There is one scenario in which Treasuries would not be good collateral: if the financial crisis (and default of a CM or CMs) was the result of a fiscal crisis in the US, or a default (real or technical) of the kind feared during the last (but the last, most likely) debt ceiling standoff. But that’s an Armageddon scenario in which banks are likely to be highly stressed and unable to perform, or in which they would incur exceptional and arguably existential costs if they did. Put differently, there’s likely no good source of liquidity in this scenario, and the CFTC rule will hardly make a difference.
In sum, it is highly unlikely that bank lines are a better source of liquidity, especially under crisis situations, than Treasuries. Indeed, they are plausibly worse, and actually create an interconnection that can transmit a shock to the derivatives market (and the CCP that clears it) to systemically important banks: this is the exact opposite of what clearing was supposed to achieve. The cost of the lines, which is likely to be substantial, particularly given their necessary size, is a deadweight burden on the markets: all pain, no gain.
Other than that, the rule is great. And a fitting parting shot from Gensler.
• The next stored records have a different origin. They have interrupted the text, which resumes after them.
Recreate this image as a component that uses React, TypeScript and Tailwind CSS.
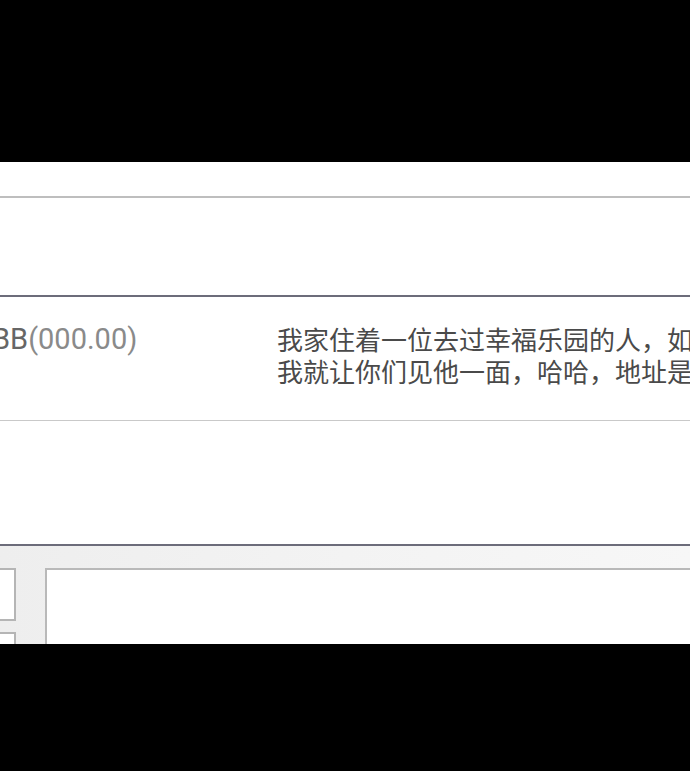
export default function App() {
  return (
    <div className="flex h-[771px] w-[690px] flex-col overflow-hidden bg-black">
      <div className="h-[162px] shrink-0 bg-black" />

      <div className="flex h-[482px] shrink-0 flex-col overflow-hidden bg-white">
        {/* header strip */}
        <div className="h-[36px] shrink-0 border-b-2 border-[#bebebe] bg-white" />

        {/* empty row */}
        <div className="h-[99px] shrink-0 border-b-2 border-[#6c6c7a] bg-white" />

        {/* item row */}
        <div className="flex h-[124px] shrink-0 border-b border-[#c9c9c9] bg-white pt-[26px]">
          <div className="w-[277px] shrink-0 overflow-hidden pt-[1px]">
            <div className="-ml-[8px] whitespace-nowrap font-['Roboto',sans-serif] text-[29px] leading-[30px] text-[#666]">
              BB<span className="text-[#8a8a8a]">(000.00)</span>
            </div>
          </div>
          <div className="flex min-w-0 flex-1 flex-col overflow-hidden font-['Noto_Sans_CJK_SC','Noto_Sans',sans-serif] text-[26px] leading-[32px] text-[#4a4a4a]">
            <div className="h-[32px] whitespace-nowrap">我家住着一位去过幸福乐园的人，如</div>
            <div className="h-[32px] whitespace-nowrap">我就让你们见他一面，哈哈，地址是</div>
          </div>
        </div>

        {/* empty row */}
        <div className="h-[125px] shrink-0 border-b-2 border-[#6c6c7a] bg-white" />

        {/* lower panel */}
        <div className="flex flex-1 bg-gradient-to-r from-[#eeeeee] via-[#f3f3f3] to-[#f7f7f7] pt-[22px]">
          <div className="flex w-[16px] shrink-0 flex-col gap-[11px]">
            <div className="h-[53px] border-y-2 border-r-2 border-[#b5b5b5] bg-white" />
            <div className="h-[53px] border-y-2 border-r-2 border-[#b5b5b5] bg-white" />
          </div>
          <div className="ml-[29px] flex-1 border-l-2 border-t-2 border-[#b9b9b9] bg-white" />
        </div>
      </div>

      <div className="flex-1 bg-black" />
    </div>
  );
}
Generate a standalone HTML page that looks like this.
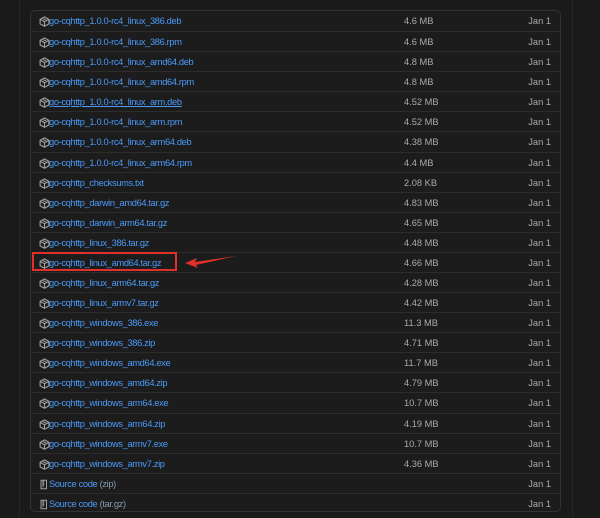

* Frankendodd makes it difficult for US CCPs to obtain Fed liquidity support. This is a serious mistake that could come back to haunt us in some future crisis. To work effectively, the LOLR must be able to direct liquidity to where it’s needed, quickly and efficiently. CCPs could be a major source of liquidity demand in future crises, which makes isolating them from the Fed highly dangerous, and the invitation to an ad hoc response in some future crisis.